Amazon.com Review: It's not every day that a fellow decides to pack in a good job, pack up his saddlebags, and set off by bicycle to make a circumferential journey around Australia. In 1996, that's just what American-born Time magazine correspondent Roff Martin Smith did, though; as he explains, he'd been living in Australia for 14 years but didn't really know the country, and he "felt no emotional bond to it." About to turn 38, a few pounds over his ideal weight, and untested as a distance bicyclist, Smith faced up to considerable odds, but he survived to tell the tale.
And a rollicking tale it is, as Smith meets with an odd assortment of humans and critters along his sometimes torturous path. (One all-too-long stretch of road, for instance, he calls "the most dangerous and frightening I've ever had the misfortune to ride: a suicide run of hammering trucks, heavy construction, muddy detours, and lane closures.") Smith logs time in crocodile country, too, in the far northern Australian rainforest, where he counts the awful moments until antediluvian doom strikes.

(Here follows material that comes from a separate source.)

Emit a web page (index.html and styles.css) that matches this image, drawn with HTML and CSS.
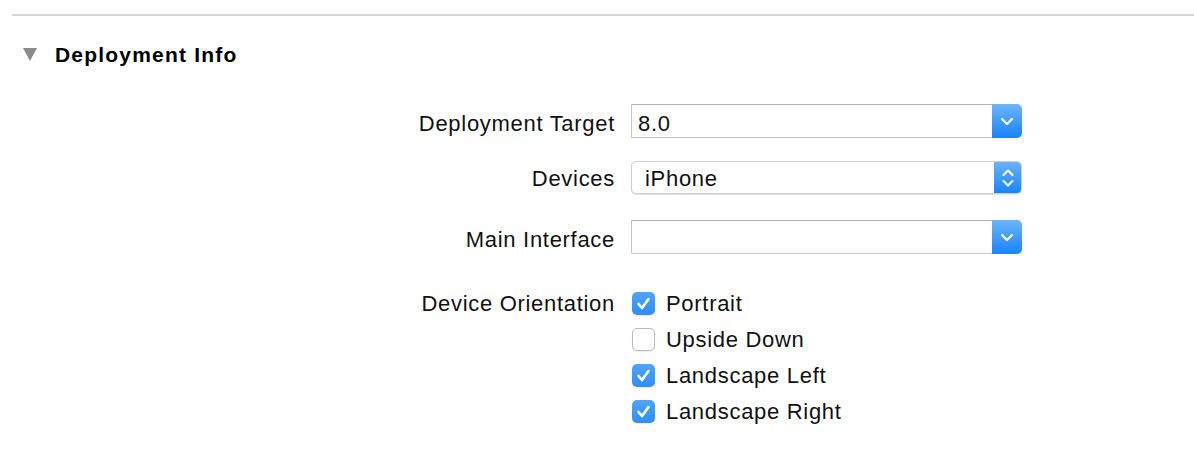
FILE: index.html
```html
<!DOCTYPE html>
<html>
<head>
<meta charset="utf-8">
<link rel="stylesheet" href="styles.css">
</head>
<body>
<div class="pane">
  <div class="rule"></div>
  <div class="section-head">
    <span class="disclosure"></span>
    <h2 class="title">Deployment Info</h2>
  </div>
  <div class="form">
    <div class="row">
      <div class="label">Deployment Target</div>
      <div class="combo">
        <div class="field">8.0</div>
        <div class="btn">
          <svg width="14" height="10" viewBox="0 0 14 10"><path d="M2 3 L7 8 L12 3" fill="none" stroke="#fff" stroke-width="2.2" stroke-linecap="round" stroke-linejoin="round"/></svg>
        </div>
      </div>
    </div>
    <div class="row row-devices">
      <div class="label label-devices">Devices</div>
      <div class="popup">
        <div class="popup-value">iPhone</div>
        <div class="popup-btn">
          <svg width="14" height="22" viewBox="0 0 14 22"><path d="M2.5 8 L7 3.5 L11.5 8 M2.5 14 L7 18.5 L11.5 14" fill="none" stroke="#fff" stroke-width="2" stroke-linecap="round" stroke-linejoin="round"/></svg>
        </div>
      </div>
    </div>
    <div class="row row-main">
      <div class="label">Main Interface</div>
      <div class="combo">
        <div class="field"></div>
        <div class="btn">
          <svg width="14" height="10" viewBox="0 0 14 10"><path d="M2 3 L7 8 L12 3" fill="none" stroke="#fff" stroke-width="2.2" stroke-linecap="round" stroke-linejoin="round"/></svg>
        </div>
      </div>
    </div>
    <div class="row row-orient">
      <div class="label label-check">Device Orientation</div>
      <div class="checks">
        <div class="check"><span class="box on"><svg width="23" height="23" viewBox="0 0 23 23"><path d="M6.5 12 L10 16 L16.5 7" fill="none" stroke="#fff" stroke-width="2.6" stroke-linecap="round" stroke-linejoin="round"/></svg></span><span class="check-text">Portrait</span></div>
        <div class="check"><span class="box"></span><span class="check-text">Upside Down</span></div>
        <div class="check"><span class="box on"><svg width="23" height="23" viewBox="0 0 23 23"><path d="M6.5 12 L10 16 L16.5 7" fill="none" stroke="#fff" stroke-width="2.6" stroke-linecap="round" stroke-linejoin="round"/></svg></span><span class="check-text">Landscape Left</span></div>
        <div class="check"><span class="box on"><svg width="23" height="23" viewBox="0 0 23 23"><path d="M6.5 12 L10 16 L16.5 7" fill="none" stroke="#fff" stroke-width="2.6" stroke-linecap="round" stroke-linejoin="round"/></svg></span><span class="check-text">Landscape Right</span></div>
      </div>
    </div>
  </div>
</div>
</body>
</html>
```

FILE: styles.css
```css
html, body {
  margin: 0;
  padding: 0;
  background: #ffffff;
}
body {
  font-family: "Liberation Sans", Arial, sans-serif;
  color: #111111;
}
.pane {
  width: 1194px;
  height: 456px;
  overflow: hidden;
}
.rule {
  margin: 14px 0 0 12px;
  height: 2px;
  background: #d6d6d6;
}
.section-head {
  display: flex;
  align-items: flex-start;
  margin-top: 27px;
  padding-left: 23px;
}
.disclosure {
  width: 0;
  height: 0;
  margin-top: 5px;
  border-left: 7px solid transparent;
  border-right: 7px solid transparent;
  border-top: 13px solid #8a8a8a;
}
.title {
  margin: 0 0 0 18px;
  font-size: 21px;
  line-height: 24px;
  font-weight: bold;
  letter-spacing: 1.2px;
  color: #000;
}
.form {
  margin-top: 37px;
}
.row {
  display: grid;
  grid-template-columns: 614px 391px;
  column-gap: 17px;
  align-items: start;
  height: 34px;
}
.row-devices {
  margin-top: 23px;
  height: 33px;
}
.row-main {
  margin-top: 26px;
}
.row-orient {
  margin-top: 38px;
  height: auto;
}
.label {
  text-align: right;
  font-size: 22px;
  line-height: 23px;
  letter-spacing: 0.7px;
  margin-right: -1px;
  padding-top: 8px;
  white-space: nowrap;
}
.label-devices {
  padding-top: 6px;
}
.label-check {
  padding-top: 0;
}
.combo {
  display: flex;
  height: 34px;
}
.field {
  flex: 1;
  box-sizing: border-box;
  height: 34px;
  border: 1px solid #c6c6c6;
  border-top-color: #b4b4b4;
  border-right: none;
  padding: 7px 0 0 6px;
  font-size: 22px;
  line-height: 23px;
  letter-spacing: 0.7px;
  color: #111;
}
.btn {
  width: 30px;
  height: 34px;
  border-radius: 0 5px 5px 0;
  background: linear-gradient(#6db5fb, #1783fb);
  display: flex;
  align-items: center;
  justify-content: center;
}
.popup {
  display: flex;
  height: 33px;
  box-sizing: border-box;
  border: 1px solid #cfcfcf;
  border-radius: 5px;
  box-shadow: 0 1px 1px rgba(0, 0, 0, 0.12);
  overflow: hidden;
  background: #fff;
}
.popup-value {
  flex: 1;
  padding: 5px 0 0 13px;
  font-size: 22px;
  line-height: 23px;
  letter-spacing: 0.7px;
}
.popup-btn {
  width: 28px;
  margin: -1px -1px -1px 0;
  background: linear-gradient(#6db5fb, #1783fb);
  display: flex;
  align-items: center;
  justify-content: center;
}
.checks {
  display: flex;
  flex-direction: column;
  gap: 13px;
}
.check {
  display: flex;
  align-items: center;
  gap: 11px;
  height: 23px;
  padding-left: 1px;
}
.box {
  width: 23px;
  height: 23px;
  box-sizing: border-box;
  border-radius: 5px;
  border: 1px solid #b9b9b9;
  background: #fff;
  box-shadow: 0 1px 1px rgba(0, 0, 0, 0.08);
  display: flex;
}
.box.on {
  border: none;
  background: linear-gradient(#4ea5fc, #2f8ef7);
}
.check-text {
  font-size: 22px;
  line-height: 23px;
  letter-spacing: 0.7px;
}
```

It never does, and in any event the crocs are nothing compared to the errant sheep, emus, kangaroos, and death adders he encounters, to say nothing of the 108-degree gusts euphemistically referred to by local weathercasters as "sea breezes"--none of which poses quite the dangers that his fellow humans offer out on the beery highways of Oz. Difficult though the journey is, Smith keeps up his good cheer throughout these lively pages, and, if he's not quite unflappable, he's certainly a sympathetic narrator.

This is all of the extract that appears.